Goal: Type out the data exactly as given. Skip any image.

▼

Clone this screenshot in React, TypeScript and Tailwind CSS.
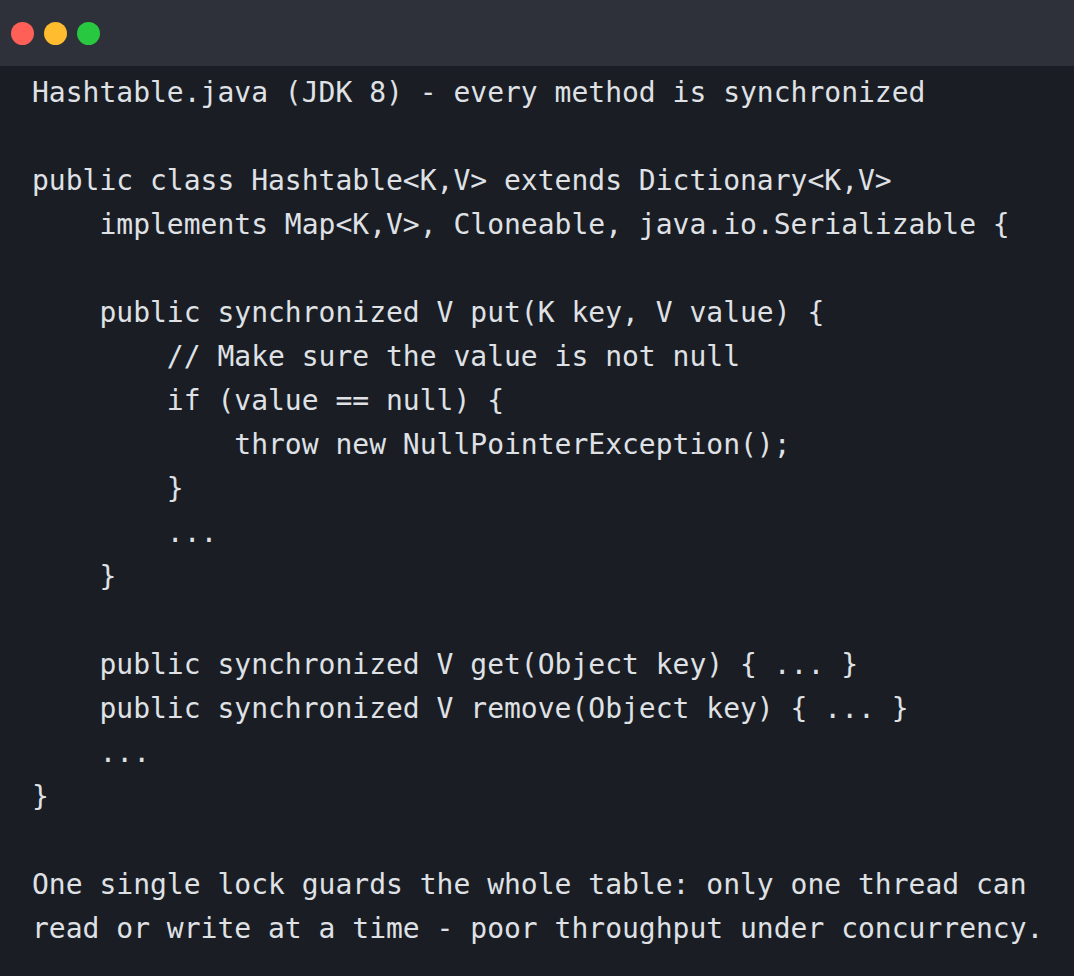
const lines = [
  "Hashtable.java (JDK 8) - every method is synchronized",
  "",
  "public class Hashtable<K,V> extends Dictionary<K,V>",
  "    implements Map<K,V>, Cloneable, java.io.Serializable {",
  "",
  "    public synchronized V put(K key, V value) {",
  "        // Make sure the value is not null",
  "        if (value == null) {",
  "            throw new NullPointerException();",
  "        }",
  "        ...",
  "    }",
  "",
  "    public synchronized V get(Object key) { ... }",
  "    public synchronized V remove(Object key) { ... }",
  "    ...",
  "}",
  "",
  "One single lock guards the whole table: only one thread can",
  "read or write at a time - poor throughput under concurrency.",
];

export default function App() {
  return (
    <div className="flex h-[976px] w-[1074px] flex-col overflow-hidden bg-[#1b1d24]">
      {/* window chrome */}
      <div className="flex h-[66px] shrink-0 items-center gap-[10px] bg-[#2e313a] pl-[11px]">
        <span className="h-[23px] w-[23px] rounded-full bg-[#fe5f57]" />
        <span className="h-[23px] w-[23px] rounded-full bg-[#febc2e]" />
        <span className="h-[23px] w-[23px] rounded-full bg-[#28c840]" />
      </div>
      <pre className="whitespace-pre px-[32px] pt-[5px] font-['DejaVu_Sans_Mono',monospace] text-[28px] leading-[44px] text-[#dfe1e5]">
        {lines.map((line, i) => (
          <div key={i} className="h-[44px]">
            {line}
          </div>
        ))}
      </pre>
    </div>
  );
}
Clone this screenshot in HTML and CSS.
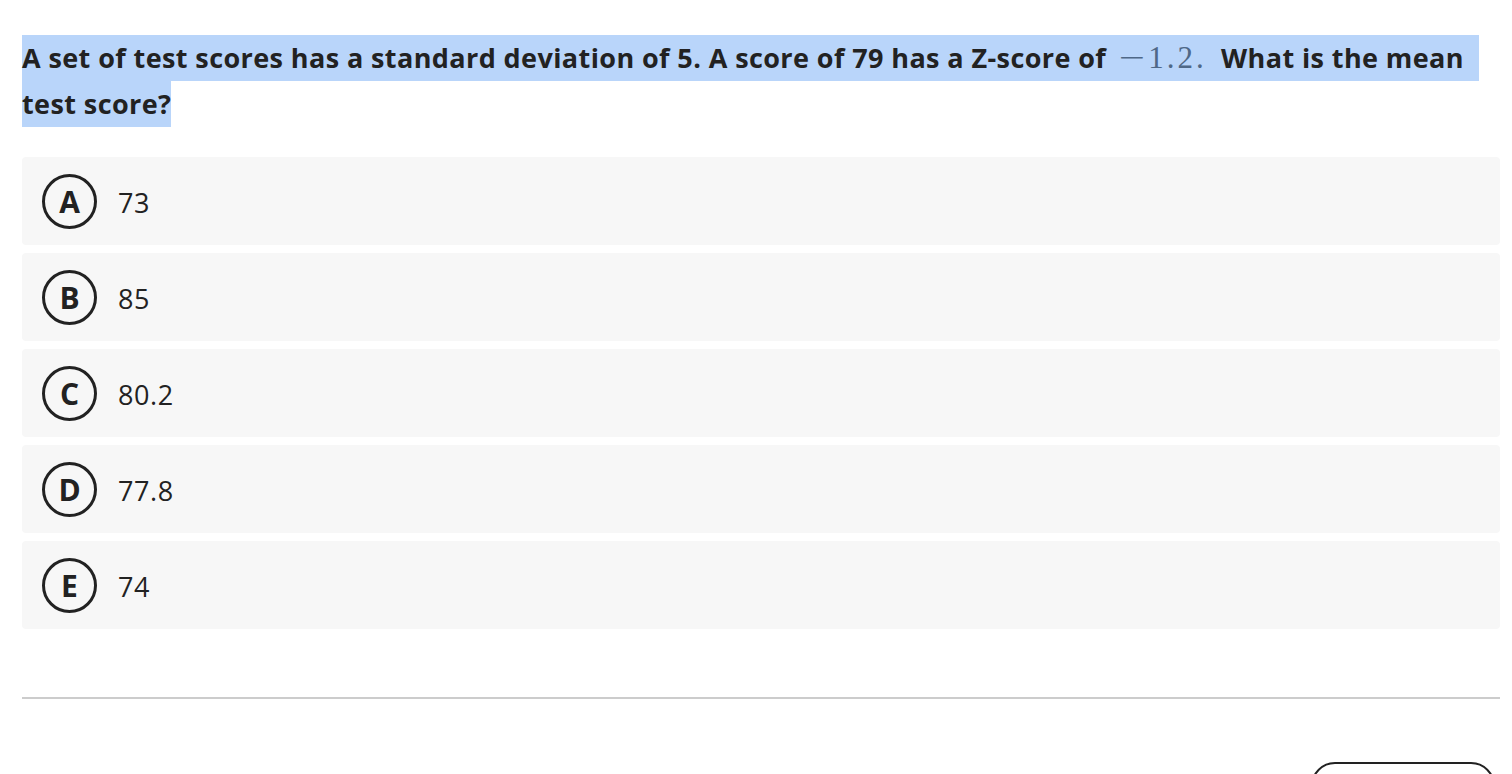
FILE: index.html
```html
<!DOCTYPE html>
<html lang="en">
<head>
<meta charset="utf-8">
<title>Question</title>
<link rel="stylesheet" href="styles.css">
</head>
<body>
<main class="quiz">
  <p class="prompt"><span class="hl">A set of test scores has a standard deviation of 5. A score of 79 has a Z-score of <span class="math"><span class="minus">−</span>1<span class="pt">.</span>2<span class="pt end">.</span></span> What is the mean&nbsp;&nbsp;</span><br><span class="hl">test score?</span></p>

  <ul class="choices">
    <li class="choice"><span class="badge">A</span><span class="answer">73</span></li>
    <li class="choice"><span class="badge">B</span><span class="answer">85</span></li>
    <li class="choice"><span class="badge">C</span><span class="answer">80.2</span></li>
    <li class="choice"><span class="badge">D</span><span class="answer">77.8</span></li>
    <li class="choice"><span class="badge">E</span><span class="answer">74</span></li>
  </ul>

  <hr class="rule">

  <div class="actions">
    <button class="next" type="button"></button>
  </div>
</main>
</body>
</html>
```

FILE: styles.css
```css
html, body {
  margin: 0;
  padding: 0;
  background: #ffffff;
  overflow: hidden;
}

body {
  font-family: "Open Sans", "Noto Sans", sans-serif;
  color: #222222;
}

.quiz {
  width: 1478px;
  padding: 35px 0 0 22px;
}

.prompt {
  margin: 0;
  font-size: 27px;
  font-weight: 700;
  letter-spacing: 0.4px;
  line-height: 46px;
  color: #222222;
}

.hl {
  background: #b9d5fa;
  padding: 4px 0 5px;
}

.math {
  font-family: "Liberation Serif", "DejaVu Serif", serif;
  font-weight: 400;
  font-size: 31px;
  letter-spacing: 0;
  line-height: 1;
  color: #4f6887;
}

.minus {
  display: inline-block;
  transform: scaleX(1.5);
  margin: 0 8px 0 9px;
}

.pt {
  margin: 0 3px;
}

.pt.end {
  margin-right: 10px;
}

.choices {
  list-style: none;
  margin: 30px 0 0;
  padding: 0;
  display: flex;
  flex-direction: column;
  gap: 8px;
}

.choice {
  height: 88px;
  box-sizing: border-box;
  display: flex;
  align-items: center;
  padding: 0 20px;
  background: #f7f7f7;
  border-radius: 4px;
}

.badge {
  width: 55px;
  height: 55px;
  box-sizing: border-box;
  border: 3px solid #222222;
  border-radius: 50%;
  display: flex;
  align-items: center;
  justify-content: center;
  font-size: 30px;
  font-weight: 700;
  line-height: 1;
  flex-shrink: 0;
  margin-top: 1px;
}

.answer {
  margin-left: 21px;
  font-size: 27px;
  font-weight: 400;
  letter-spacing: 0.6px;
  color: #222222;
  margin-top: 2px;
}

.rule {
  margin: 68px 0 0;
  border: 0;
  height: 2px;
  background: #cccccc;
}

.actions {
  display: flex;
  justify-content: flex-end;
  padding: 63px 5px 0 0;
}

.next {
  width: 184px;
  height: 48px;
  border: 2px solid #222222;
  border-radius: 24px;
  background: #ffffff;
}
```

▲

Final result:
Clone this screenshot in React, TypeScript and Tailwind CSS.
const lines = [
  "Hashtable.java (JDK 8) - every method is synchronized",
  "",
  "public class Hashtable<K,V> extends Dictionary<K,V>",
  "    implements Map<K,V>, Cloneable, java.io.Serializable {",
  "",
  "    public synchronized V put(K key, V value) {",
  "        // Make sure the value is not null",
  "        if (value == null) {",
  "            throw new NullPointerException();",
  "        }",
  "        ...",
  "    }",
  "",
  "    public synchronized V get(Object key) { ... }",
  "    public synchronized V remove(Object key) { ... }",
  "    ...",
  "}",
  "",
  "One single lock guards the whole table: only one thread can",
  "read or write at a time - poor throughput under concurrency.",
];

export default function App() {
  return (
    <div className="flex h-[976px] w-[1074px] flex-col overflow-hidden bg-[#1b1d24]">
      {/* window chrome */}
      <div className="flex h-[66px] shrink-0 items-center gap-[10px] bg-[#2e313a] pl-[11px]">
        <span className="h-[23px] w-[23px] rounded-full bg-[#fe5f57]" />
        <span className="h-[23px] w-[23px] rounded-full bg-[#febc2e]" />
        <span className="h-[23px] w-[23px] rounded-full bg-[#28c840]" />
      </div>
      <pre className="whitespace-pre px-[32px] pt-[5px] font-['DejaVu_Sans_Mono',monospace] text-[28px] leading-[44px] text-[#dfe1e5]">
        {lines.map((line, i) => (
          <div key={i} className="h-[44px]">
            {line}
          </div>
        ))}
      </pre>
    </div>
  );
}
Clone this screenshot in HTML and CSS.
FILE: index.html
```html
<!DOCTYPE html>
<html lang="en">
<head>
<meta charset="utf-8">
<title>Question</title>
<link rel="stylesheet" href="styles.css">
</head>
<body>
<main class="quiz">
  <p class="prompt"><span class="hl">A set of test scores has a standard deviation of 5. A score of 79 has a Z-score of <span class="math"><span class="minus">−</span>1<span class="pt">.</span>2<span class="pt end">.</span></span> What is the mean&nbsp;&nbsp;</span><br><span class="hl">test score?</span></p>

  <ul class="choices">
    <li class="choice"><span class="badge">A</span><span class="answer">73</span></li>
    <li class="choice"><span class="badge">B</span><span class="answer">85</span></li>
    <li class="choice"><span class="badge">C</span><span class="answer">80.2</span></li>
    <li class="choice"><span class="badge">D</span><span class="answer">77.8</span></li>
    <li class="choice"><span class="badge">E</span><span class="answer">74</span></li>
  </ul>

  <hr class="rule">

  <div class="actions">
    <button class="next" type="button"></button>
  </div>
</main>
</body>
</html>
```

FILE: styles.css
```css
html, body {
  margin: 0;
  padding: 0;
  background: #ffffff;
  overflow: hidden;
}

body {
  font-family: "Open Sans", "Noto Sans", sans-serif;
  color: #222222;
}

.quiz {
  width: 1478px;
  padding: 35px 0 0 22px;
}

.prompt {
  margin: 0;
  font-size: 27px;
  font-weight: 700;
  letter-spacing: 0.4px;
  line-height: 46px;
  color: #222222;
}

.hl {
  background: #b9d5fa;
  padding: 4px 0 5px;
}

.math {
  font-family: "Liberation Serif", "DejaVu Serif", serif;
  font-weight: 400;
  font-size: 31px;
  letter-spacing: 0;
  line-height: 1;
  color: #4f6887;
}

.minus {
  display: inline-block;
  transform: scaleX(1.5);
  margin: 0 8px 0 9px;
}

.pt {
  margin: 0 3px;
}

.pt.end {
  margin-right: 10px;
}

.choices {
  list-style: none;
  margin: 30px 0 0;
  padding: 0;
  display: flex;
  flex-direction: column;
  gap: 8px;
}

.choice {
  height: 88px;
  box-sizing: border-box;
  display: flex;
  align-items: center;
  padding: 0 20px;
  background: #f7f7f7;
  border-radius: 4px;
}

.badge {
  width: 55px;
  height: 55px;
  box-sizing: border-box;
  border: 3px solid #222222;
  border-radius: 50%;
  display: flex;
  align-items: center;
  justify-content: center;
  font-size: 30px;
  font-weight: 700;
  line-height: 1;
  flex-shrink: 0;
  margin-top: 1px;
}

.answer {
  margin-left: 21px;
  font-size: 27px;
  font-weight: 400;
  letter-spacing: 0.6px;
  color: #222222;
  margin-top: 2px;
}

.rule {
  margin: 68px 0 0;
  border: 0;
  height: 2px;
  background: #cccccc;
}

.actions {
  display: flex;
  justify-content: flex-end;
  padding: 63px 5px 0 0;
}

.next {
  width: 184px;
  height: 48px;
  border: 2px solid #222222;
  border-radius: 24px;
  background: #ffffff;
}
```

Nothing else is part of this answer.